The new study, which I covered for Science, concerns a 5,000-year-old village known as Quanhucun in central China. The people who lived there were early, but successful, millet farmers—and they had a pest problem. A team of archaeologists unearthed rodent burrows tunneled into grain storage pits and v-shaped ceramic vessels the size of giant flower vases, likely designed to keep stored grain out of the mouths of scavengers. To combat these invaders, the villagers appear to have turned to cats. The feline bones the researchers discovered at the site all contain specific signatures of carbon and nitrogen that suggest the cats ate grain-eating rodents.
In return, the villagers appear to have cared for the cats. A feline jawbone found at the site has significant wear on its teeth, indicating that it may have lived six or more years—quite elderly for the time. And that, in turn, suggests that someone was looking after it. The analysis of a bone belonging to a different cat indicates that the animal ate human food, another clue that these felines had become pets.
This isn’t the earliest example of cat-human cohabitation. That honor belongs to the 9,500-year-old remains of a cat found buried with a human on the Mediterranean island of Cyprus. The remains were discovered in the ruins of Shillourokambos, a very early farming village, and the feline was a descendant of the Near Eastern wildcat—the ancestor of today’s housecat. Based on this and other finds, researchers have long speculated that the following sequence of events led to the domestication of the cat: farming attracted rodents, rodents attracted wildcats, and wildcats became cats when villagers started caring for these pest-killing felines. The Quanhucun study provides the first hard evidence for this theory. I think the work hints at something even more remarkable, however: cats were destined to become our pets.
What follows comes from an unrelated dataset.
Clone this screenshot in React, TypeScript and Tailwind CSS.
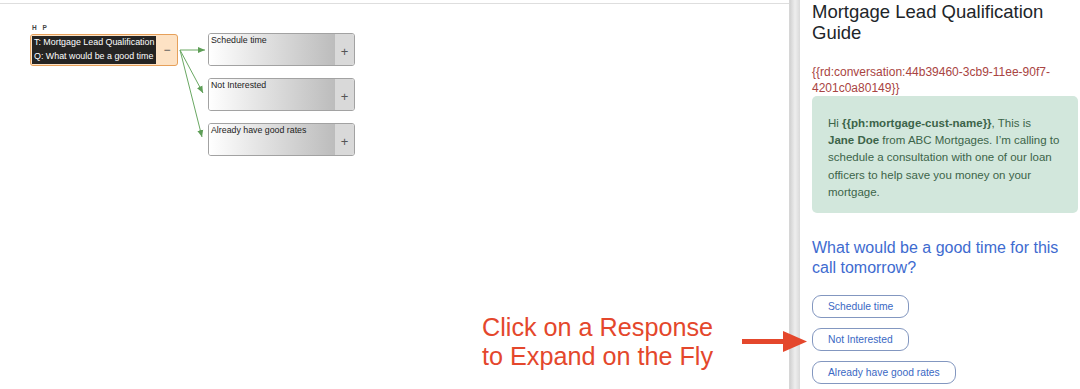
import React from "react"

const responses = [
	{ label: "Schedule time", top: "top-[33px]" },
	{ label: "Not Interested", top: "top-[78px]" },
	{ label: "Already have good rates", top: "top-[123px]" },
]

function ResponseNode({
	label,
	top,
}: {
	label: string
	top: string
}) {
	return (
		<div
			className={`absolute left-[208px] ${top} flex h-[33px] w-[147px] overflow-hidden rounded-[3px] border-[1.5px] border-[#a2a2a2]`}
		>
			<div className="flex-1 bg-gradient-to-r from-white to-[#bcbcbc] pl-[2px] pt-[1px] text-[8.8px] leading-[11px] text-[#222]">
				{label}
			</div>
			<div className="flex w-[19px] items-center justify-center bg-[#d9d9d9] pt-[3px] text-[13px] leading-none text-[#555]">
				+
			</div>
		</div>
	)
}

function FlowCanvas() {
	return (
		<div className="relative h-full w-[790px] border-r border-[#d6d6d6]">
			<div className="mt-[3px] border-t border-[#dedede]" />

			{/* connectors */}
			<svg
				className="pointer-events-none absolute left-0 top-0"
				width="790"
				height="389"
			>
				<defs>
					<marker
						id="arrow-green"
						markerWidth="8"
						markerHeight="8"
						refX="7"
						refY="4"
						orient="auto"
						markerUnits="userSpaceOnUse"
					>
						<path d="M0,1 L7,4 L0,7 z" fill="#5e9e57" />
					</marker>
				</defs>
				<g stroke="#6aa863" strokeWidth="1" fill="none">
					<line x1="180" y1="50" x2="205" y2="50" markerEnd="url(#arrow-green)" />
					<line x1="180" y1="50" x2="203" y2="93" markerEnd="url(#arrow-green)" />
					<line x1="180" y1="50" x2="202" y2="137" markerEnd="url(#arrow-green)" />
				</g>
			</svg>

			{/* root question node */}
			<div className="absolute left-[32px] top-[23px] text-[6.5px] font-bold tracking-[2px] text-[#444]">
				H P
			</div>
			<div className="absolute left-[30px] top-[34px] flex h-[32px] w-[148px] overflow-hidden rounded-[3px] border-[1.5px] border-[#e6a05a] bg-[#fde2c4]">
				<div className="m-[1px] flex-1 bg-[#252423] pl-[2px] text-[8.9px] leading-[13.5px] text-white">
					<div>T: Mortgage Lead Qualification</div>
					<div>Q: What would be a good time</div>
				</div>
				<div className="flex w-[20px] items-center justify-center text-[12px] text-[#555]">
					−
				</div>
			</div>

			{responses.map((r) => (
				<ResponseNode key={r.label} label={r.label} top={r.top} />
			))}
		</div>
	)
}

function GuidePanel() {
	return (
		<aside className="w-[280px] pl-[12px] pr-[2px] pt-[2px]">
			<h1 className="text-[18.5px] leading-[20.5px] text-[#212529]">
				Mortgage Lead Qualification Guide
			</h1>

			<p className="mt-[21px] text-[12px] leading-[16px] text-[#a94442]">
				{"{{rd:conversation:44b39460-3cb9-11ee-90f7-"}
				<wbr />
				{"4201c0a80149}}"}
			</p>

			<div className="rounded-[5px] bg-[#d2e7dc] pb-[12px] pl-[16px] pr-[10px] pt-[19px] text-[11.5px] leading-[17.2px] text-[#3c6449]">
				Hi <b>{"{{ph:mortgage-cust-name}}"}</b>, This is
				<br />
				<b>Jane Doe</b> from ABC Mortgages. I’m calling to
				<br />
				schedule a consultation with one of our loan
				<br />
				officers to help save you money on your
				<br />
				mortgage.
			</div>

			<h2 className="mt-[25px] text-[16px] leading-[20px] text-[#3e6bd0]">
				What would be a good time for this call tomorrow?
			</h2>

			<div className="mt-[17px] flex flex-col items-start gap-[10px]">
				{responses.map((r) => (
					<button
						key={r.label}
						className="h-[23px] rounded-[9px] border border-[#8397c0] px-[15px] text-[10.3px] text-[#3a68c4]"
					>
						{r.label}
					</button>
				))}
			</div>
		</aside>
	)
}

export default function App() {
	return (
		<div className="relative flex h-[389px] w-[1080px] overflow-hidden bg-white font-['Liberation_Sans',Arial,sans-serif]">
			<FlowCanvas />
			<div className="h-full w-[10px] bg-gradient-to-r from-[#d2d2d2] via-[#eeeeee] to-[#dadada]" />
			<GuidePanel />

			{/* annotation */}
			<div className="absolute left-[482px] top-[313px] text-[25.2px] leading-[29px] text-[#e4472c]">
				<div>Click on a Response</div>
				<div>to Expand on the Fly</div>
			</div>
			<svg
				className="absolute left-[740px] top-[328px]"
				width="70"
				height="28"
			>
				<rect x="2" y="11" width="44" height="5" fill="#e4472c" />
				<polygon points="43,3 67,13.5 43,24" fill="#e4472c" />
			</svg>
		</div>
	)
}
The idea has to do with the species of feline found at Quanhucun. That’s still an open question, but there are a couple of possibilities. One is that, like the Cyprus cat, the Quanhucun cats were domesticated or semi-domesticated descendants of the Near Eastern wildcat, and that they somehow made their way to China from the Mediterranean and surrounding regions, possibly via ancient trade routes. If so, the story of Quanhucun is less interesting, as the villagers would have played little role in the domestication of the cat. But it’s also possible that the Quanhucun cats were descendants of a different species of small feline, perhaps jungle cats or leopard cats, which are native to the area. If that’s the case, the villagers may have domesticated a new species of cat—though these animals would have eventually died out, as no trace of their unique DNA is present in today’s housecat.
And here’s the kicker: If cats were independently domesticated in both China and the Near East, it’s possible they were domesticated in other parts of the world as well. Any region that had both farming and a local species of wildcat could have given rise to domestic cats. The process was so natural, it was bound to happen. And because farming is the lynchpin of human civilization, human civilization was destined to give rise to the housecat.
Cats, it seems, were fated to be our pets.
December 22, 2013 at 1:42 pm
Chinese biologists and cat fanciers have long insisted that the Dragon Li breed was self-domesticated from F bieti (now recognised as a subspecies of F lybica). Mongrelisation with cats of Egyptian origin would have begun as cats moved along trade routes.
December 22, 2013 at 9:32 pm
Thanks for your comment Sarah! My understanding is that bieti is a subspecies of F. sylvestris. Interesting about the trade routes.